Sin duda, los del piso veían en One Way también un posible campo de reclutamiento y hubo veces en que lo consiguieron. Roberto Ognibene, que seguiría a Franceschini y se convertiría en uno de los fundadores de las Brigadas Rojas, pasó del grupo Riva a la clandestinidad armada.
Pero también hubo quienes tomaron el camino contrario. Enzo empezó a fijarse en los de One Way durante las reuniones en el piso. Había algo en ellos que le fascinaba, a pesar de que profesaban abiertamente una fe que él había dejado de lado en aquel momento.
Los jóvenes de Riva no pasaban desapercibidos en absoluto. En 1970, Reggio 15, la revista de izquierdas más difundida entre los jóvenes de Reggio, los describía así: «Bailan, rezan, hacen propaganda y venden libros. Aunque uno no los conozca a todos personalmente, se puede estar seguro de ello: no tanto porque por lo general lleven barba, bigote y cazadoras —que hoy en día, más que un distintivo, son un uniforme—, sino porque tienen una expresión inconfundible en sus rostros que se sitúa entre la hilaridad, el candor y el frenesí activista. [...] Si, al pasar por la plaza de San Prospero o por cualquiera de las callejuelas del centro de la ciudad, veis a una multitud de chicas y chicos bailando en círculo al son de una guitarra, no os equivocaréis: son One Way. Y siempre son ellos los que rezan o leen salmos, sentados en una acera al lado de la entrada de un colegio».

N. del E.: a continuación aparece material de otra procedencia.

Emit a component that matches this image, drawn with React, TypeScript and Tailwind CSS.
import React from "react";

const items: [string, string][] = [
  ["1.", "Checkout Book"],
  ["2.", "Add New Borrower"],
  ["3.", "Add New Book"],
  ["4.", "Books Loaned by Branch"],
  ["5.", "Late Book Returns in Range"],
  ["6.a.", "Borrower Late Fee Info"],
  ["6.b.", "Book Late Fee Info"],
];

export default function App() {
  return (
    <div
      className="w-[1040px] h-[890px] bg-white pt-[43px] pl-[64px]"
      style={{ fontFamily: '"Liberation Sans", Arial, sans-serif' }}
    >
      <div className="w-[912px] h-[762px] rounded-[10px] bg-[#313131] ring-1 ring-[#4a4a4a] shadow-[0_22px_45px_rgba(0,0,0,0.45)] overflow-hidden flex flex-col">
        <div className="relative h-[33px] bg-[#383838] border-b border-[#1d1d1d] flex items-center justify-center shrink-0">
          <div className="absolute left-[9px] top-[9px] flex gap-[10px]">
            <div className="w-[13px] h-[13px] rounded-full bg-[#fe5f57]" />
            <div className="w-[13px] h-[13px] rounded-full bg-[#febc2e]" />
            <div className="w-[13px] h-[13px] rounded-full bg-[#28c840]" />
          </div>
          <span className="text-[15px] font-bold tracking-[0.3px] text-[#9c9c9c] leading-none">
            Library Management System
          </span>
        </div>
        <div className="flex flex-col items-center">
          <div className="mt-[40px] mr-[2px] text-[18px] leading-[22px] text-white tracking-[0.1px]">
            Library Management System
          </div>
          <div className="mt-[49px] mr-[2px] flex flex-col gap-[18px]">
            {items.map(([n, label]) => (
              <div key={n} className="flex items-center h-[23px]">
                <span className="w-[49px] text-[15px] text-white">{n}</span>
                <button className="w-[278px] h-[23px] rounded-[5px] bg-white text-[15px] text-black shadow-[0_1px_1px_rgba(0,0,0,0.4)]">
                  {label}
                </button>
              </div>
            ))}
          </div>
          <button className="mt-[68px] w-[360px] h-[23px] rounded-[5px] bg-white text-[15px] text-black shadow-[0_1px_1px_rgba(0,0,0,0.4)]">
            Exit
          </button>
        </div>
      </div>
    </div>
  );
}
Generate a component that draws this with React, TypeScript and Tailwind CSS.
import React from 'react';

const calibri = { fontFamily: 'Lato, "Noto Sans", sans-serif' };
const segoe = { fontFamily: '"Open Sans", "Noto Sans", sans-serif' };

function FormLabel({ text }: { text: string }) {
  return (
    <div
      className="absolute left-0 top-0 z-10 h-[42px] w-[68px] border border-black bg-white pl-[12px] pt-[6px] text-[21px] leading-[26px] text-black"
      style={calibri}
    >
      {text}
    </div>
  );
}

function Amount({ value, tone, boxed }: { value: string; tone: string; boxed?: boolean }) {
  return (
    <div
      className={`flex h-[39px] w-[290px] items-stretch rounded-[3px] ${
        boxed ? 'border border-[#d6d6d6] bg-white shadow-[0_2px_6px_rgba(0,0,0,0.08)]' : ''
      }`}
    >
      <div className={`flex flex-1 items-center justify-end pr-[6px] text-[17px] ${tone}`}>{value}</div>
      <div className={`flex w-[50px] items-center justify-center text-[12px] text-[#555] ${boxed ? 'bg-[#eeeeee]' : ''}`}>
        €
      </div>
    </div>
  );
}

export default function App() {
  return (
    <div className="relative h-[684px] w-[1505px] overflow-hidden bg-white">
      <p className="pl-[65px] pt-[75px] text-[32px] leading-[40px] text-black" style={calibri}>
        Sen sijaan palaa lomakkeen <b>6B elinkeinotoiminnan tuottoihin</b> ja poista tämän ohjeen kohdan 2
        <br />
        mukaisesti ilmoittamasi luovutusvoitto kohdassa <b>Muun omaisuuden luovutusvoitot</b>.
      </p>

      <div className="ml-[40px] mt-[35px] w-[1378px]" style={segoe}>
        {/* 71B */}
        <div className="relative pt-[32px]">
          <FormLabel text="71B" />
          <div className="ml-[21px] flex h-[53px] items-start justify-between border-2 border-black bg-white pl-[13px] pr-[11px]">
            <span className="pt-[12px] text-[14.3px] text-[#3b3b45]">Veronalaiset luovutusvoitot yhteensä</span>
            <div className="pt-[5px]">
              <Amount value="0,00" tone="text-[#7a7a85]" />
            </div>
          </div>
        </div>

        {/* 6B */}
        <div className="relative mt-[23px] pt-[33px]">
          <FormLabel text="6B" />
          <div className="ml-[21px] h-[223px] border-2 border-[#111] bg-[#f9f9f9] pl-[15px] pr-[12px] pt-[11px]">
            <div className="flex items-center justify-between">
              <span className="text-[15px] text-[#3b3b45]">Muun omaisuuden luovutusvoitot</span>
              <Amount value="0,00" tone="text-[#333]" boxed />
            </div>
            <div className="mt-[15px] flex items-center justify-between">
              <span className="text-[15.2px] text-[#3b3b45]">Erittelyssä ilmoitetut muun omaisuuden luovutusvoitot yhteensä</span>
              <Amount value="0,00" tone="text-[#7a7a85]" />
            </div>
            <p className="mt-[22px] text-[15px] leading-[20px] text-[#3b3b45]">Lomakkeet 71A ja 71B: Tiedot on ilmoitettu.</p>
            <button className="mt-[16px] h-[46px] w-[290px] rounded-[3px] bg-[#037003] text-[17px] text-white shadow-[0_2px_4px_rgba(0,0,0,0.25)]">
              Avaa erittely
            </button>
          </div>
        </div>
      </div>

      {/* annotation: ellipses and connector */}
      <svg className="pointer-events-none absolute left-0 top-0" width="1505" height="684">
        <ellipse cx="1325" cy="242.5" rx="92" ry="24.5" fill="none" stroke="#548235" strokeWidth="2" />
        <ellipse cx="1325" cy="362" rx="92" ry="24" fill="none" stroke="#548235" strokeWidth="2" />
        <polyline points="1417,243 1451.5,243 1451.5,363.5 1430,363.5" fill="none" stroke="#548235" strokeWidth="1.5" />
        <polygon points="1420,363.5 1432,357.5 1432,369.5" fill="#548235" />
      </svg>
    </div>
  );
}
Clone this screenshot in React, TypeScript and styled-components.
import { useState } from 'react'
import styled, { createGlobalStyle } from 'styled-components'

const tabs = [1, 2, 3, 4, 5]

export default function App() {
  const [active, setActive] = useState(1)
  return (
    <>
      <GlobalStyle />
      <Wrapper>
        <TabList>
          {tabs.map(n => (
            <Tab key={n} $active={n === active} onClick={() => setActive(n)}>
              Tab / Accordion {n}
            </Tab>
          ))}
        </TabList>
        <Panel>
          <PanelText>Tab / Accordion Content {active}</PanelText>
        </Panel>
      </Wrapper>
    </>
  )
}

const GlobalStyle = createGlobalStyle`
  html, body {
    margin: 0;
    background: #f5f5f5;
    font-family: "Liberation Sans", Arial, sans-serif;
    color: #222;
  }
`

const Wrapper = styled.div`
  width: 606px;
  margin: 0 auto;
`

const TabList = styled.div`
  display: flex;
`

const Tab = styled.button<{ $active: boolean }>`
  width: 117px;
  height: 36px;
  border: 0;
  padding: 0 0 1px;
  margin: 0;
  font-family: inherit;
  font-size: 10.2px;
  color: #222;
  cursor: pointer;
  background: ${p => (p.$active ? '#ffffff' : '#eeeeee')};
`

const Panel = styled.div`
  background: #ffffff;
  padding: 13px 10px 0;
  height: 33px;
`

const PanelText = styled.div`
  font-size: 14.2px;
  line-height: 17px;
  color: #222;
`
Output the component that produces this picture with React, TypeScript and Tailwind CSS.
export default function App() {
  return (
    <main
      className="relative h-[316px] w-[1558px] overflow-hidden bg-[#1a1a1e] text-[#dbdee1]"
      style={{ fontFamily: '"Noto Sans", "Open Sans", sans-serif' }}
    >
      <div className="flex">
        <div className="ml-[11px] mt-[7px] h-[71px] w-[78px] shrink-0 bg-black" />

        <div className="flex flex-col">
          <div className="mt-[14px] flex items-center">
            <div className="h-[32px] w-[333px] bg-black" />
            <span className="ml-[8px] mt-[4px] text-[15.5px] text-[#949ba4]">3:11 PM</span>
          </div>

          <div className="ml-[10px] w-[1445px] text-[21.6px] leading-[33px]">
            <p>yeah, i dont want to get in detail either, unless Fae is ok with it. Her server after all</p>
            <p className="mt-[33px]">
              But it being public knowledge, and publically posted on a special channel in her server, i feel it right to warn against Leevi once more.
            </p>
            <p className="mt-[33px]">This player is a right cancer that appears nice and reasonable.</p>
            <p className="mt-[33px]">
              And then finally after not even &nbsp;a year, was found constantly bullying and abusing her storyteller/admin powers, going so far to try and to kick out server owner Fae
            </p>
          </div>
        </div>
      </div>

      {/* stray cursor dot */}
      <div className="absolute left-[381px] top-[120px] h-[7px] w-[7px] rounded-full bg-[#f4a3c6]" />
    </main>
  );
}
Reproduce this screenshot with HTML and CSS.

Uno casi puede imaginarse al Enzo rebelde del liceo Rinaldini, siguiendo los acalorados debates sobre el marxismo en el piso, medio aburrido, rodeado de humo de cigarrillo —y no solo de cigarrillos—, atraído de repente por esos tipos que, en cambio, bailan y cantan. Una vez decidió seguirlos y descubrió que se reunían todas las tardes en la cripta del Duomo para el rezo de vísperas, antes de trasladarse a la cercana plaza de San Próspero para cantar. Enzo intentó varias veces entrar en la cripta, pero siempre mandaban a uno de los jóvenes de One Way a que hablara con él y le impedía entrar. Sabían que era uno de los del piso y les daba miedo, no entendían qué hacía allí. «Cuando me di cuenta de la argucia», contaba Enzo años después, «dije: ‘Mirad, no quiero hacer nada malo. Solo quiero conoceros. Aceptadme entre vosotros por esta vez’»19.
El 27 de julio de 1970, en una de las muchas cartas que Enzo escribió ese verano a Fiorisa, que seguía en la región de las Marcas —con ella ya había comenzado una verdadera relación—, le habló por primera vez con entusiasmo de One Way. Poco después, Fiorisa comprendió que la cosa iba en serio y Enzo volvía a prometerle que pronto le explicaría «qué es este fantástico movimiento al que me adhiero... verás que es muy sencillo y al mismo tiempo bastante serio y comprometido».
En ese periodo, Franceschini y sus hombres empezaron a desaparecer, después de haber conocido a Renato Curcio y a los que pasarían a formar las Brigadas Rojas de la banda de Trento. Nacía la lucha armada.
¿Podría haber sido Enzo uno de ellos? Ciertamente, su experiencia marxista no había sido para él tan fuerte y potente como lo fue la que tuvo con los jóvenes que cantaban y bailaban en la plaza de San Próspero.
En el corazón de una Reggio Emilia tan dividida como lo había estado durante la guerra, quinientos metros separaban la opción marxista de la cristiana, el piso de la cripta. Todo se jugó en aquellas pocas calles, en las que Enzo optó por un camino que nunca más abandonaría.